[Part of a data file]
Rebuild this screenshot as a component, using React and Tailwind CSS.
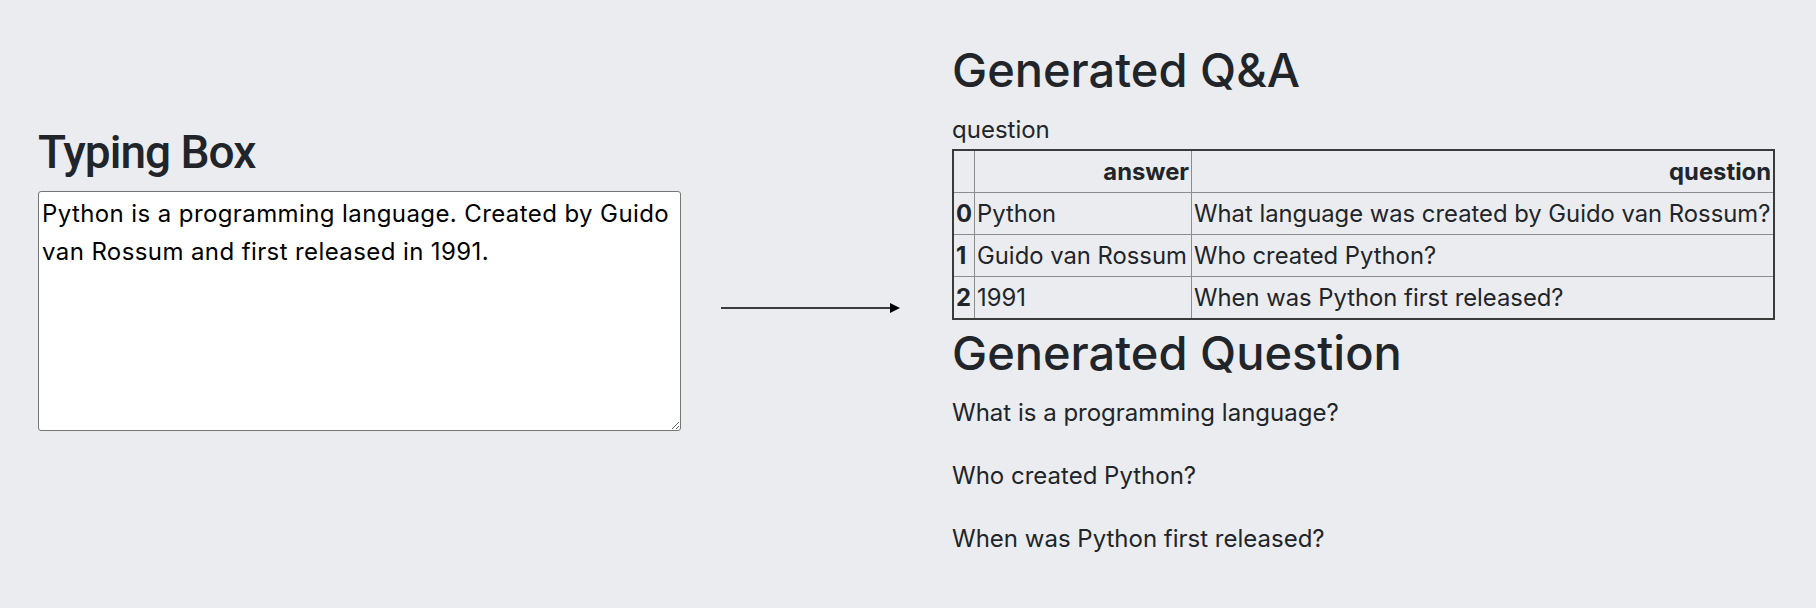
import { useState } from 'react';

const rows = [
    { id: 0, answer: "Python", question: "What language was created by Guido van Rossum?" },
    { id: 1, answer: "Guido van Rossum", question: "Who created Python?" },
    { id: 2, answer: "1991", question: "When was Python first released?" },
];

const generated = [
    "What is a programming language?",
    "Who created Python?",
    "When was Python first released?",
];

function Arrow() {
    return (
        <svg width="180" height="12" viewBox="0 0 180 12" className="block">
            <line x1="0" y1="6" x2="170" y2="6" stroke="#000" strokeWidth="1.6" />
            <polygon points="169,1 179,6 169,11" fill="#000" />
        </svg>
    );
}

export default function App() {
    const [text, setText] = useState("Python is a programming language. Created by Guido van Rossum and first released in 1991.");

    return (
        <div className="min-h-screen bg-[#ebecf0] text-[#212529] font-['Inter','Noto_Sans',sans-serif] flex items-start">
            <div className="ml-[38px] pt-[124px] w-[643px]">
                <h2 className="font-['Roboto','Inter',sans-serif] text-[46px] leading-[56px] font-medium tracking-[-1px] mb-[11px]">Typing Box</h2>
                <textarea value={text} onChange={(e) => setText(e.target.value)} spellCheck={false}
                    className="block w-full h-[240px] bg-white text-black border border-[#767676] rounded-[3px] p-[3px] text-[24px] leading-[38px] tracking-[0.4px] outline-none" />
            </div>

            <div className="ml-[40px] pt-[302px]">
                <Arrow />
            </div>

            <div className="ml-[51px] pt-[42px] w-[823px]">
                <h2 className="text-[47px] leading-[56px] font-medium mb-[14px]">Generated Q&amp;A</h2>
                <div className="text-[24px] leading-[35px] mb-[2px]">question</div>
                <table className="w-full border-collapse border-2 border-[#3a3a3a] text-[23.8px] leading-[41px]">
                    <thead>
                        <tr>
                            <th className="w-[21px] border border-[#8c8c8c] px-[2px] py-0"></th>
                            <th className="w-[217px] border border-[#8c8c8c] px-[2px] py-0 text-right font-bold">answer</th>
                            <th className="border border-[#8c8c8c] px-[2px] py-0 text-right font-bold">question</th>
                        </tr>
                    </thead>
                    <tbody>
                        {rows.map((r) => (
                            <tr key={r.id}>
                                <th className="border border-[#8c8c8c] px-[2px] py-0 text-left font-bold">{r.id}</th>
                                <td className="border border-[#8c8c8c] px-[2px] py-0 text-left whitespace-nowrap">{r.answer}</td>
                                <td className="border border-[#8c8c8c] px-[2px] py-0 text-left">{r.question}</td>
                            </tr>
                        ))}
                    </tbody>
                </table>

                <h2 className="text-[47px] leading-[56px] font-medium mt-[5px] mb-[14px]">Generated Question</h2>
                {generated.map((q) => (
                    <p key={q} className="text-[24px] leading-[35px] mb-[28px]">{q}</p>
                ))}
            </div>
        </div>
    );
}
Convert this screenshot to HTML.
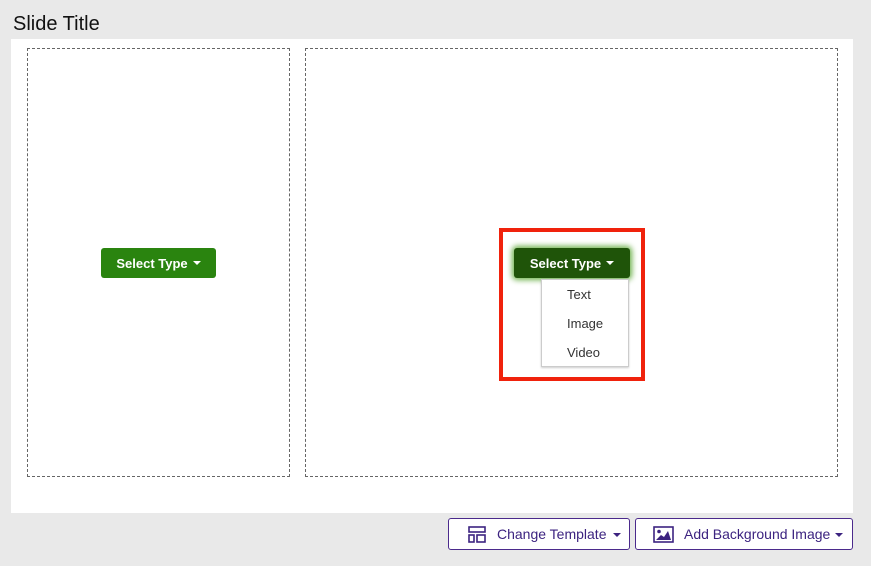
<!DOCTYPE html>
<html><head><style>
*{box-sizing:border-box}
body{margin:0;width:871px;height:566px;background:#e9e9e9;font-family:"Liberation Sans",sans-serif;position:relative;overflow:hidden}
.title{position:absolute;left:13px;top:13px;font-size:20px;color:#111}
.panel{position:absolute;left:11px;top:39px;width:842px;height:474px;background:#fff}
.dash{position:absolute;border:1px dashed #666}
.btn{position:absolute;height:30px;border-radius:3px;color:#fff;font-size:13px;font-weight:bold;display:flex;align-items:center;justify-content:center}
.car{display:inline-block;width:0;height:0;border-left:4px solid transparent;border-right:4px solid transparent;border-top:4px solid currentColor;margin-left:5px}
.red{position:absolute;left:499px;top:228px;width:146px;height:153px;border:4px solid #f0220c}
.menu{position:absolute;left:541px;top:279px;width:88px;height:88px;background:#fff;border:1px solid #ccc;box-shadow:0 1px 2px rgba(0,0,0,.2);font-size:13px;color:#333}
.menu div{position:absolute;left:25px}
.ob{position:absolute;top:518px;height:32px;border:1px solid #4b2a8c;border-radius:3px;background:#fff;color:#3c2380;font-size:14px;display:flex;align-items:center}
</style></head><body>
<div class="title">Slide Title</div>
<div class="panel"></div>
<div class="dash" style="left:27px;top:48px;width:263px;height:429px"></div>
<div class="dash" style="left:305px;top:48px;width:533px;height:429px"></div>
<div class="btn" style="left:101px;top:248px;width:115px;background:#2a840f">Select Type<span class="car"></span></div>
<div class="btn" style="left:514px;top:248px;width:116px;background:#1f5409;box-shadow:0 0 6px 2px #6cb04a">Select Type<span class="car"></span></div>
<div class="red"></div>
<div class="menu"><div style="top:7px">Text</div><div style="top:36px">Image</div><div style="top:65px">Video</div></div>
<div class="ob" style="left:448px;width:182px">
<svg style="position:absolute;left:19px;top:7px" width="18" height="17" viewBox="0 0 18 17" fill="none" stroke="#3c2380" stroke-width="1.6"><rect x="1" y="1" width="16" height="5"/><rect x="1" y="9" width="5" height="7"/><rect x="9" y="9" width="8" height="7"/></svg>
<span style="position:absolute;left:48px">Change Template</span><span class="car" style="position:absolute;left:159px;top:14px"></span></div>
<div class="ob" style="left:635px;width:218px">
<svg style="position:absolute;left:17px;top:7px" width="21" height="17" viewBox="0 0 21 17"><rect x="1" y="1" width="19" height="15" fill="none" stroke="#3c2380" stroke-width="1.6"/><circle cx="6" cy="5.5" r="1.8" fill="#3c2380"/><path d="M3 14L8 9L11 11L15 5L18 14Z" fill="#3c2380"/></svg>
<span style="position:absolute;left:48px">Add Background Image</span><span class="car" style="position:absolute;left:194px;top:14px"></span></div>
</body></html>
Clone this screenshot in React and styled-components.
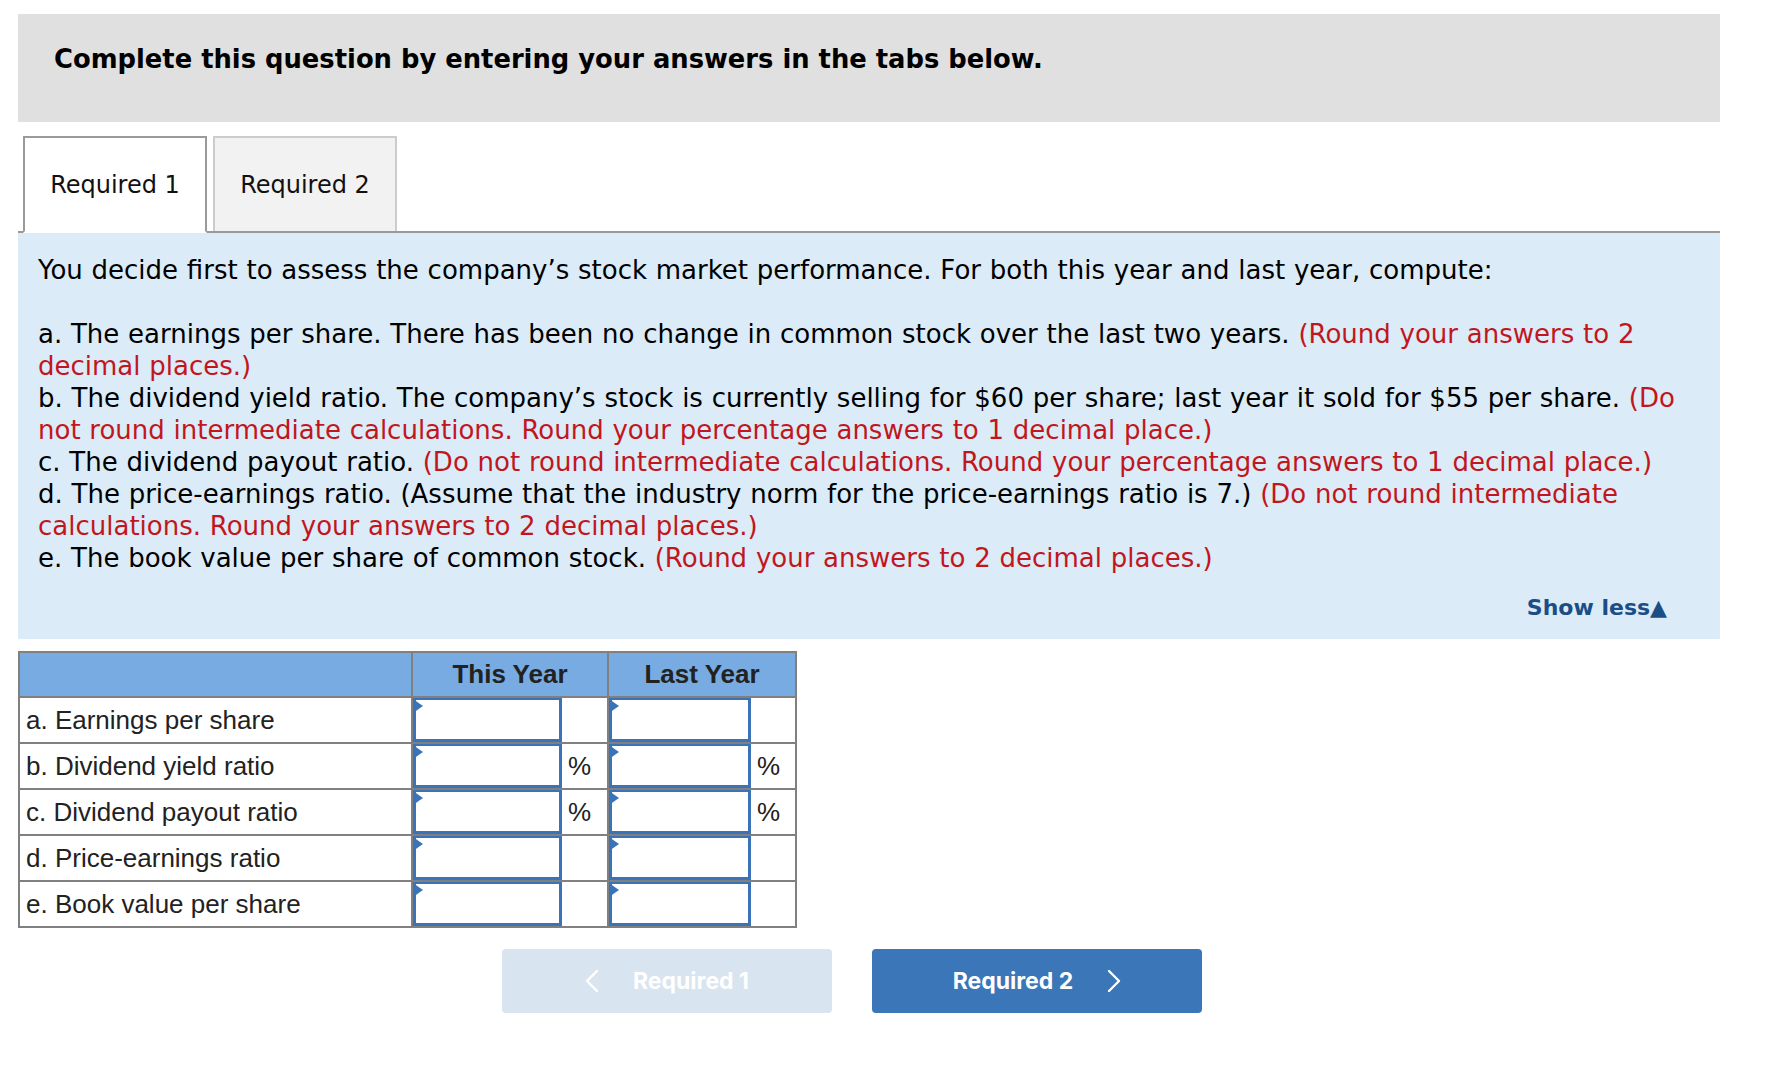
import React from 'react'
import styled, { createGlobalStyle } from 'styled-components'

const GlobalStyle = createGlobalStyle`
  body {
    margin: 0;
    background: #ffffff;
  }
`

const Page = styled.div`
  padding: 14px 46px 40px 18px;
  font-family: "DejaVu Sans", Verdana, sans-serif;
  color: #000;
`

const InstructionBar = styled.div`
  background-color: #e0e0e0;
  height: 108px;
  box-sizing: border-box;
  padding: 31px 27px 0 36px;
  font-size: 25.8px;
  line-height: 28px;
  font-weight: bold;
`

const TabList = styled.div`
  display: flex;
  gap: 6px;
  margin-top: 14px;
  padding-left: 5px;
  border-bottom: 2px solid #999;
`

const Tab = styled.div`
  width: 184px;
  box-sizing: border-box;
  display: flex;
  align-items: center;
  justify-content: center;
  font-size: 24px;
  color: #111;
  border: 2px solid ${props => (props.active ? '#9a9a9a' : '#cccccc')};
  background-color: ${props => (props.active ? '#ffffff' : '#f2f2f2')};
  margin-bottom: ${props => (props.active ? '-2px' : '0')};
  border-bottom: ${props => (props.active ? '2px solid #ffffff' : 'none')};
  height: ${props => (props.active ? '97px' : '95px')};
`

const Panel = styled.div`
  background-color: #dbebf7;
  padding: 21px 28px 15px 20px;
  font-size: 26px;
  line-height: 32px;
  word-spacing: 0.5px;
`

const Intro = styled.p`
  margin: 0 0 32px;
  white-space: nowrap;
`

const Item = styled.div`
  white-space: nowrap;
`

const Note = styled.span`
  color: #c2161d;
`

const ShowLess = styled.div`
  text-align: right;
  margin-top: 18px;
  margin-right: 25px;
  font-size: 22px;
  font-weight: bold;
  word-spacing: 0;
  color: #1b4d86;
`

const Table = styled.table`
  margin-top: 12px;
  border-collapse: collapse;
  table-layout: fixed;
  width: 777px;
  font-family: "Liberation Sans", Arial, sans-serif;
  color: #222;
`

const HeadCell = styled.th`
  background-color: #78abe1;
  border: 2px solid #808080;
  height: 43px;
  font-size: 26px;
  font-weight: bold;
  text-align: center;
  padding: 0;
`

const LabelCell = styled.td`
  border: 2px solid #808080;
  height: 44px;
  font-size: 26px;
  padding: 0 0 0 6px;
`

const InputCell = styled.td`
  border: 2px solid #808080;
  border-right: none;
  padding: 0;
  height: 44px;
`

const UnitCell = styled.td`
  border: 2px solid #808080;
  border-left: none;
  padding: 0 0 0 6px;
  font-size: 26px;
`

const InputBox = styled.div`
  position: relative;
  height: 44px;
  box-sizing: border-box;
  border: 3px solid #3b73b9;
  border-top-width: 2px;
  background: #fff;

  &::before {
    content: '';
    position: absolute;
    left: -3px;
    top: -1px;
    border-top: 7px solid transparent;
    border-bottom: 7px solid transparent;
    border-left: 10px solid #3b73b9;
  }
`

const NavRow = styled.div`
  display: flex;
  gap: 40px;
  margin-top: 21px;
  padding-left: 484px;
`

const NavButton = styled.button`
  width: 330px;
  height: 64px;
  border: none;
  border-radius: 4px;
  display: flex;
  align-items: center;
  justify-content: center;
  gap: 34px;
  font-family: Inter, Roboto, sans-serif;
  font-size: 23px;
  font-weight: 700;
  color: #fff;
  background-color: ${props => (props.disabled ? '#d9e4f1' : '#3a76b8')};
  padding: 0;
`

const Chevron = ({ dir }) => (
  <svg width='14' height='24' viewBox='0 0 14 24' fill='none'>
    <polyline
      points={dir === 'left' ? '12,2 2,12 12,22' : '2,2 12,12 2,22'}
      stroke='#ffffff'
      strokeWidth='2.4'
      strokeLinecap='round'
      strokeLinejoin='round'
    />
  </svg>
)

const rows = [
  { label: 'a. Earnings per share', unit: '' },
  { label: 'b. Dividend yield ratio', unit: '%' },
  { label: 'c. Dividend payout ratio', unit: '%' },
  { label: 'd. Price-earnings ratio', unit: '' },
  { label: 'e. Book value per share', unit: '' }
]

export default function App () {
  return (
    <Page>
      <GlobalStyle />
      <InstructionBar>Complete this question by entering your answers in the tabs below.</InstructionBar>

      <TabList>
        <Tab active>Required 1</Tab>
        <Tab>Required 2</Tab>
      </TabList>

      <Panel>
        <Intro>You decide first to assess the company’s stock market performance. For both this year and last year, compute:</Intro>
        <Item>
          a. The earnings per share. There has been no change in common stock over the last two years. <Note>(Round your answers to 2<br />decimal places.)</Note>
        </Item>
        <Item>
          b. The dividend yield ratio. The company’s stock is currently selling for $60 per share; last year it sold for $55 per share. <Note>(Do<br />not round intermediate calculations. Round your percentage answers to 1 decimal place.)</Note>
        </Item>
        <Item>
          c. The dividend payout ratio. <Note>(Do not round intermediate calculations. Round your percentage answers to 1 decimal place.)</Note>
        </Item>
        <Item>
          d. The price-earnings ratio. (Assume that the industry norm for the price-earnings ratio is 7.) <Note>(Do not round intermediate<br />calculations. Round your answers to 2 decimal places.)</Note>
        </Item>
        <Item>
          e. The book value per share of common stock. <Note>(Round your answers to 2 decimal places.)</Note>
        </Item>
        <ShowLess>Show less▲</ShowLess>
      </Panel>

      <Table>
        <colgroup>
          <col style={{ width: 393 }} />
          <col style={{ width: 150 }} />
          <col style={{ width: 46 }} />
          <col style={{ width: 143 }} />
          <col style={{ width: 45 }} />
        </colgroup>
        <thead>
          <tr>
            <HeadCell />
            <HeadCell colSpan={2}>This Year</HeadCell>
            <HeadCell colSpan={2}>Last Year</HeadCell>
          </tr>
        </thead>
        <tbody>
          {rows.map(row => (
            <tr key={row.label}>
              <LabelCell>{row.label}</LabelCell>
              <InputCell><InputBox /></InputCell>
              <UnitCell>{row.unit}</UnitCell>
              <InputCell><InputBox /></InputCell>
              <UnitCell>{row.unit}</UnitCell>
            </tr>
          ))}
        </tbody>
      </Table>

      <NavRow>
        <NavButton disabled>
          <Chevron dir='left' />
          Required 1
        </NavButton>
        <NavButton>
          Required 2
          <Chevron dir='right' />
        </NavButton>
      </NavRow>
    </Page>
  )
}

• **PROBLEM DESCRIPTION**:
Pull every line containing the word "screenshot" out of the material.

• **SOLUTION**:
Rebuild this screenshot as a component, using React and Tailwind CSS.
Convert this screenshot to HTML.
Clone this screenshot in React and styled-components.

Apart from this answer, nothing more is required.